What is the impact of interstellar dust on starlight?

  • Scattering: Interstellar dust scatters starlight, a phenomenon known as Rayleigh scattering. When light encounters dust particles, it scatters in different directions depending on the size and shape of the particles. Dust particles typically scatter light with wavelengths comparable to their size, thus tending to scatter shorter wavelengths of blue light rather than longer wavelengths of red light. This is why the daytime sky appears blue, as dust in the atmosphere scatters blue light. At night, dust also scatters starlight, making distant stars appear dimmer than they actually are.


  • Absorption: Besides scattering, interstellar dust also absorbs starlight. When light passes through a layer of dust, some of it is absorbed, causing the starlight to dim. Larger dust particles absorb more short-wavelength light, while smaller particles tend to absorb longer-wavelength light. This absorption effect varies with the concentration of dust and the wavelength of light. Therefore, interstellar dust can alter the color and intensity of starlight propagating from celestial bodies to Earth.


  • Emission: Interstellar dust can also emit light. When cosmic dust is struck by high-energy particles, they emit light in a process called fluorescence. The color of this emitted light is often related to the composition of the dust.

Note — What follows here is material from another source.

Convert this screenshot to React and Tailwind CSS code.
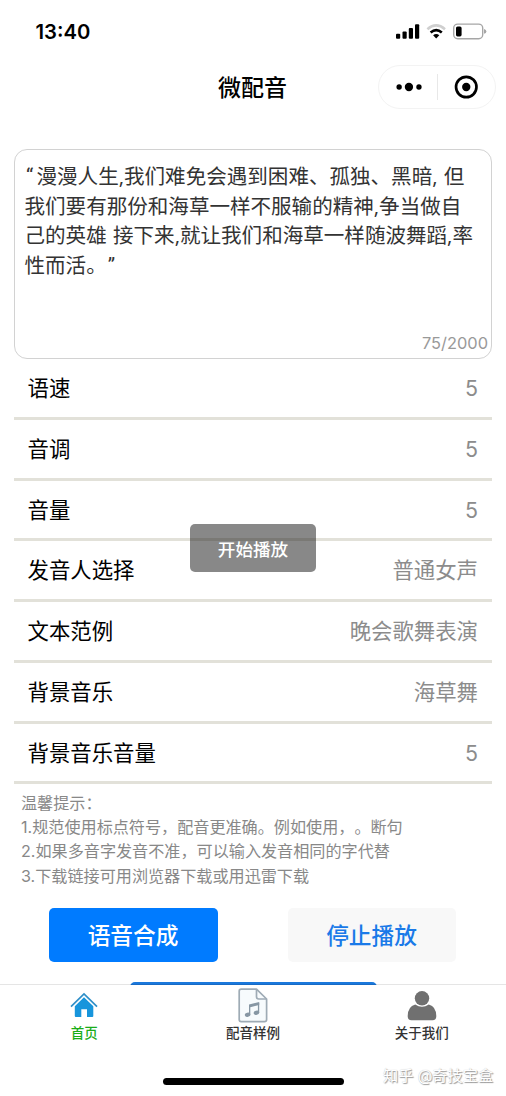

In the vastness of the cosmos, interstellar dust plays an indispensable role, serving as both the "behind-the-scenes worker" among the stars and the creator of the universe's beauty. Though small, they shape the universe in unparalleled ways, shaping our perception of the cosmos. May our journey of exploration never cease as we, together with interstellar dust, unravel the mysteries of the universe and appreciate its endless charm.